Since there are no direct contractual legal relationships between managers and players, only tortious claims can be considered. And these are subject to high hurdles in all European legal systems.

The decisive factor is therefore how the national courts rule in individual cases

 

An initial response from Germany: Alarm or all-clear?

An initial court ruling in Germany shows how this might look in practice. On 28 January 2026, the Dresden Regional Court (Ref.: 3 O 832/24) ruled and dismissed a player’s lawsuit against the MD of an online casino operator. The decision is detailed and well-reasoned – and thus suitable to serve as a point of reference for other courts.

The position of the MD alone does not establish any obligation on the part of the director towards the company’s contractual partners. For piercing the corporate veil and a claim for damages due to intentional immoral damage pursuant to Section 826 of the German Civil Code (BGB), it is not sufficient that the managing director has breached a duty and caused financial damage to the company’s creditors. Rather, there must also be a particular reprehensibility of his conduct, which may result from the objective pursued, the means employed, the attitude revealed or the consequences that have occurred.

Such particular reprehensibility could not be assumed in the case of the MD of a Maltese-licensed operator in these proceedings. Even if the director had been mistaken in their assumption that contracts for sports betting concluded without a licence required in Germany were valid, this mistake did not allow the conclusion that there had been intentional immoral conduct justifying piercing the corporate veil, justifying piercing the corporate veil. Especially since the Federal Court of Justice and several higher regional courts had also referred questions to the ECJ for a preliminary ruling.

Possible in theory – limited enforceability in practice

In the decision of the Dresden Regional Court, the requirements of the ECJ ruling “Wunner” are applied to Germany. The result: despite the existing jurisdiction of German courts for claims for damages by players against managing directors, substantive liability is denied here on the merits.

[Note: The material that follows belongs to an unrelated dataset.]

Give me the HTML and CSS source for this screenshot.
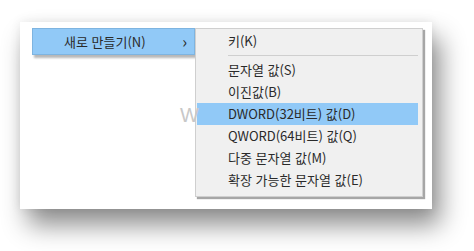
FILE: index.html
```html
<!DOCTYPE html>
<html lang="ko">
    <head>
        <meta charset="UTF-8" />
        <title>새로 만들기 메뉴</title>
        <link rel="stylesheet" href="styles.css">
    </head>
    <body>
        <div class="frame">
            <!-- Parent menu item -->
            <div class="menu-item">
                <span class="menu-label">새로 만들기(N)</span>
                <span class="menu-arrow">&rsaquo;</span>
            </div>

            <!-- Submenu -->
            <div class="submenu">
                <div class="submenu-row">키(K)</div>
                <div class="submenu-sep"></div>
                <div class="submenu-row">문자열 값(S)</div>
                <div class="submenu-row">이진값(B)</div>
                <div class="submenu-row active">DWORD(32비트) 값(D)</div>
                <div class="submenu-row">QWORD(64비트) 값(Q)</div>
                <div class="submenu-row">다중 문자열 값(M)</div>
                <div class="submenu-row">확장 가능한 문자열 값(E)</div>
            </div>

            <span class="watermark">W</span>
        </div>
    </body>
</html>
```

FILE: styles.css
```css
* {
    margin: 0;
    padding: 0;
    box-sizing: border-box;
}

body {
    min-height: 251px;
    background-color: #fff;
    font-family: "Noto Sans CJK KR", "Noto Sans", sans-serif;
    font-size: 13px;
    color: #2a2a2a;
}

/* White card holding the screenshot */
.frame {
    position: relative;
    margin: 22px 0 0 20px;
    width: 412px;
    height: 187px;
    padding: 6px 0 0 12px;
    background-color: #fff;
    box-shadow: 8px 16px 24px rgba(0, 0, 0, 0.45), 0 0 10px rgba(0, 0, 0, 0.08);
    display: flex;
    align-items: flex-start;
}

/* Parent item */
.menu-item {
    width: 163px;
    height: 27px;
    padding: 0 7px 0 31px;
    background-color: #91c9f7;
    border: 1px solid #7eb4e0;
    box-shadow: 2px 3px 2px rgba(0, 0, 0, 0.28);
    display: flex;
    align-items: center;
    justify-content: space-between;
}

.menu-arrow {
    font-size: 16px;
    line-height: 1;
    margin-top: -2px;
}

/* Submenu */
.submenu {
    width: 228px;
    height: 169px;
    padding: 1px 4px 4px 1px;
    background-color: #f0f0f0;
    border: 1px solid #cfcfcf;
    box-shadow: 2px 2px 1px rgba(0, 0, 0, 0.35);
}

.submenu-row {
    height: 22px;
    line-height: 22px;
    padding-left: 31px;
    white-space: nowrap;
}

.submenu-row.active {
    background-color: #91c9f7;
}

.submenu-sep {
    height: 1px;
    margin: 3px 0 3px 31px;
    background-color: #cfcfcf;
}

/* Faint site watermark */
.watermark {
    position: absolute;
    left: 160px;
    top: 82px;
    font-family: "Liberation Sans", sans-serif;
    font-size: 20px;
    color: #c8c8c8;
}
```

In theory, tortious claims against managing directors of online casinos without a national licence are conceivable 
in principle. In practice, however, they are likely to fail due to very high hurdles:

  • Contractual claims are ruled out from the outset – managing directors are not contracting parties of the players.
  • Tortious claims require particularly reprehensible conduct that goes far beyond a mere breach of duty.
  • A managing director who has relied on the legality of an EU licence issued by the authorities and who can claim good faith in view of the unclear situation under EU law over many years is not acting in an immoral manner.

The decisive grounds for the Dresden Regional Court’s ruling may set a precedent, shaping case law in Germany – and beyond – with a broad all-clear in favour of managing directors and providing clarity. It is worth to mention, that the Austrian Wunner case has not yet been finally decided, as the national court ruling – taking Austrian law into account – is still pending. The development remains to be seen. At any rate, the signal from Dresden is clear: the alarm may have been premature.